| Records with interface code |
------------------------------------------------

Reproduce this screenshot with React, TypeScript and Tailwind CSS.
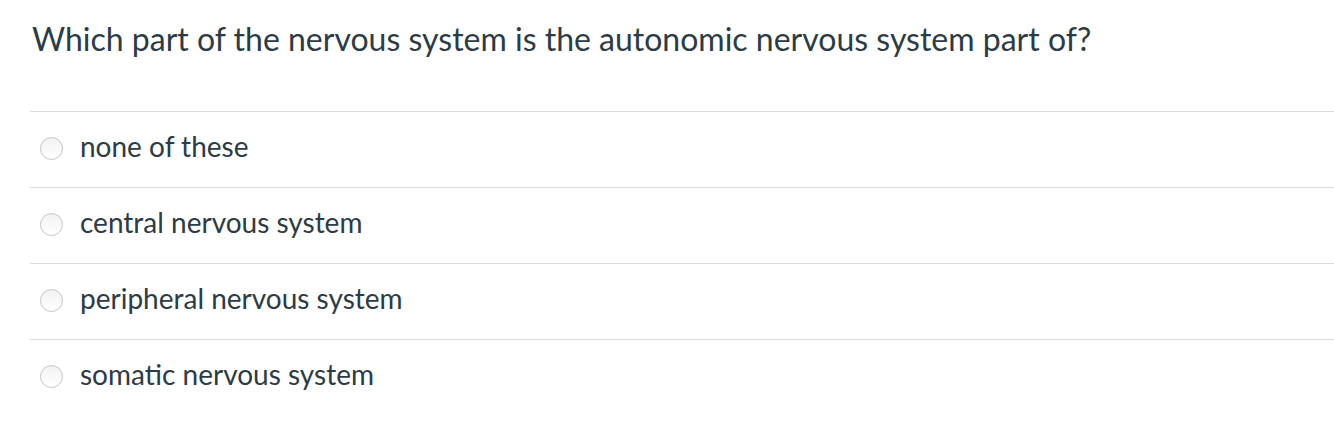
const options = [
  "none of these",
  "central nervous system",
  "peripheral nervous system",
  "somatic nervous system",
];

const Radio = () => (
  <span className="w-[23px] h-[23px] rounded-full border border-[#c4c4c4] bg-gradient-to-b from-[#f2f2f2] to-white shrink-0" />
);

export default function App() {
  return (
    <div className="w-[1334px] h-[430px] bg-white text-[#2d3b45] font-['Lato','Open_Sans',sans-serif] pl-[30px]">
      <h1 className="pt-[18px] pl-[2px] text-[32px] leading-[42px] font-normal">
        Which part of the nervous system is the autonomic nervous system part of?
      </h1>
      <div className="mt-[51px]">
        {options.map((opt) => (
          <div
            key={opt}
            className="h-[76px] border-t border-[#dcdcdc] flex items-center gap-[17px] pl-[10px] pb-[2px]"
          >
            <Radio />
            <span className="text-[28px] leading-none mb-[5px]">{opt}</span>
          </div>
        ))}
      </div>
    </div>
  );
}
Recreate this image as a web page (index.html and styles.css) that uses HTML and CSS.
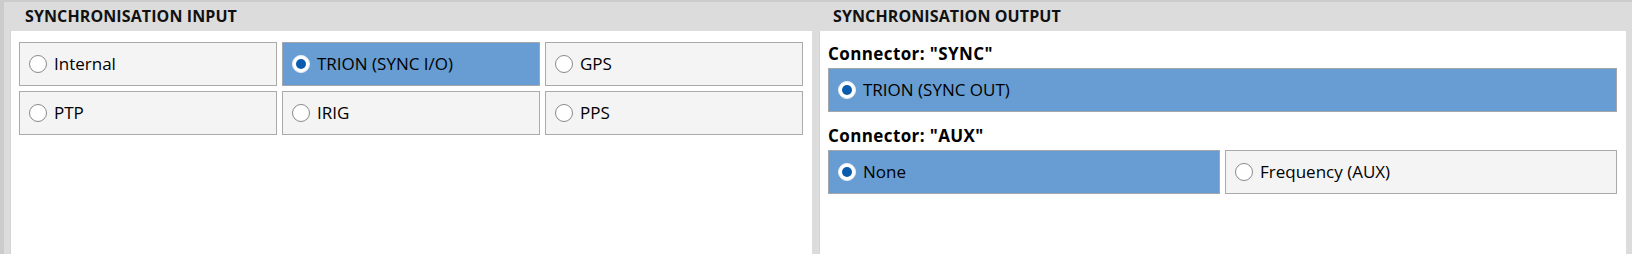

------------------------------------------------

| Direction |
Identify the lines in the entries above that contain "this", then copy them out.

| Solved exercise |
Reproduce this screenshot with React, TypeScript and Tailwind CSS.
Recreate this image as a web page (index.html and styles.css) that uses HTML and CSS.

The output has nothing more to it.